If you've looked at which industries are buying from you, you might find that there's one you didn't realise you were selling to. With this information you'll then be able to begin targeting that new industry alongside your usual audience, creating a wealth of new sales opportunities.
On the other hand, if you didn't take the time to look at the industries you're serving, you are likely to miss out on possible opportunities to boost sales such as annual shows, etc., and you may have allowed a competitor to monopolise the market and build a strong sense of brand awareness while you've been targeting a different niche. Or you might start a campaign in a new region, and without taking the time to research first, found that your target industry is saturated there, or they're just isn't the demand for what you're offering.
When talking about geo data, it’s worth mentioning that when scaling a business, one of the main issues becomes distance; especially if you’re working in a non-tech industry, where people don’t usually use web tools, tracking or project management tools. It’s worth noting that, when filtering the geo data, you should be able to build a relationship with that supplier, so it may be better to meet in person first.
So, it’s better to start working on your list, with this in mind. Even though it shouldn't be a problem when prospecting, one of the main goals in a business relationship is communication, so in order to start on good footing, it’s better to address these concerns at the beginning.
It may sound very basic, but in the long run, the distance between the coworkers/suppliers/shareholders may become a problem, even if you're all set and things go well enough inside your projects.
When we’re talking about supplying or selling physical products to other markets, involving geographical barriers, things go a bit easier, as soon as the main concern is delivery and tracking. In today’s market, you can always automate some processes to make things smoother.
Look at Amazon; almost 60% of their workload is done by robots and other machinery that keeps working 24/7, even when we’re sleeping.
Of course, this is a pretty lofty example, but there are some basic processes you can automate in your own business - more on this later.
If you've done your homework and found that a large majority of your customers are located in one region, you'll be able to focus your marketing activities there. Also, if you were to notice a growing number of customers from an emerging market, you could offer different price points to entice a larger proportion of businesses from that region to purchase from you
In contrast, if you know little about where your buyers are based, and move headquarters or open a new branch and find that your customers are located somewhere else, this can easily become a problem. How will clients reach your for meetings or product viewings? If you have a physical product to sell can you ship everything out affordably and quickly?

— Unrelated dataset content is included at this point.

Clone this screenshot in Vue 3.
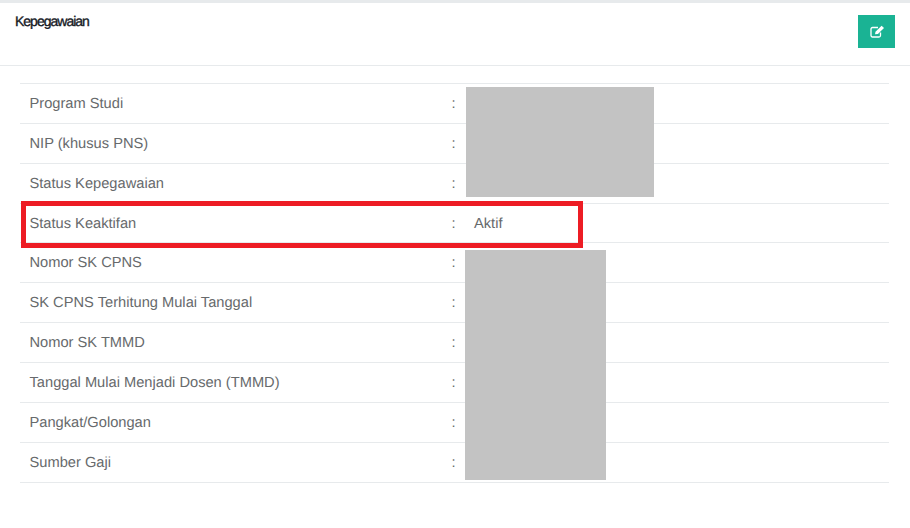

It’s important to access a company’s financial data when this impacts the final decision-making.
Some data providers help other businesses find the financial data they need, but this information is limited, because you only have the info about the actual turnover, in a certain period of time. This data may not be accurate, which makes things easier from one part, but fairly difficult from another. What I’m saying here is that when you only have one piece of the puzzle, it’s not as easy to understand the stability and feasibility of a company, which potentially means greater risks. Maybe a certain company has a five million revenue (in general), but what about the last five years; was this company as stable and earning the same amounts of money each year, or did it have a sudden windfall, like winning a court battle? You never know what’s behind the curtain, so our recommendation is always to consider using more data to get a clearer picture.
Another important aspect of financial data that is good to give you a more in-depth picture of a company is its credit score. For example, if a company has defaulted on payments, consistently paid late payments or used the maximum amount of credit available to them, they may be experiencing financial difficulties or are simply not handling their cash flow effectively. Similarly, if a company has made a number of credit applications in a short amount of time, it can be a sign that they're not stable; and their credit score will reflect this.

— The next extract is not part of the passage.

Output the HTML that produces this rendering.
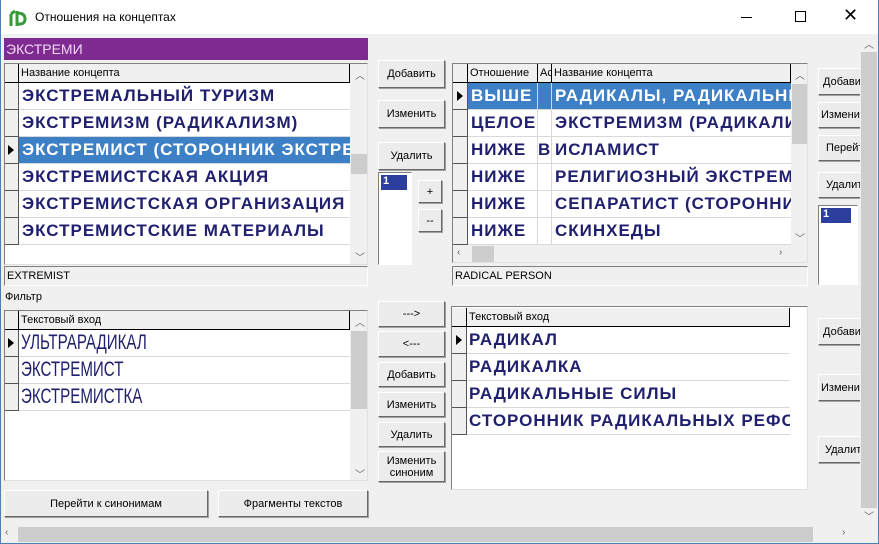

So, basically the main things to look for when accessing financial data about a company are:
The turnover history (preferably showing the last three years)
The credit score (unresolved issues may be a red flag)
When you're working with incomplete information, it's much harder to plan a long-term working strategy. The worst case scenario would be if you've decided to partner with a company without carrying out a thorough due diligence check first, and as a result seeing problems such as unpaid credits and high staff turnover a couple of months down the line.
For most companies, ending up in a situation like this is a lose-lose; cutting your losses and severing ties with the company may leave you open to breach of contract agreements, or customer orders being unfulfilled. On the other hand, continuing the collaboration leaves you open to further (and potentially more serious) damage.
That's why getting a clear picture is vital; the best case scenario is when taken the time to research a company, found they've had a positive credit score for the last 3+ years, alongside a continuous growth in turnover. This type of company is clearly the ideal when it comes to financial history, making them a good partner to work with, or stakeholder if you have common business goals.
Companies looking at digital data and technology use for other businesses for a long time, in order to gain insights about the market or on possible MVPs. While this technique is nothing new, the development of tools to make the process much more efficient have emerged in more recent times, and some database providers offer these insights within their platform.
Companies like Similar Tech offer your an interactive view of how some platforms are performing, who is using them and the overall usage in each country, allowing you to conduct an easy comparison.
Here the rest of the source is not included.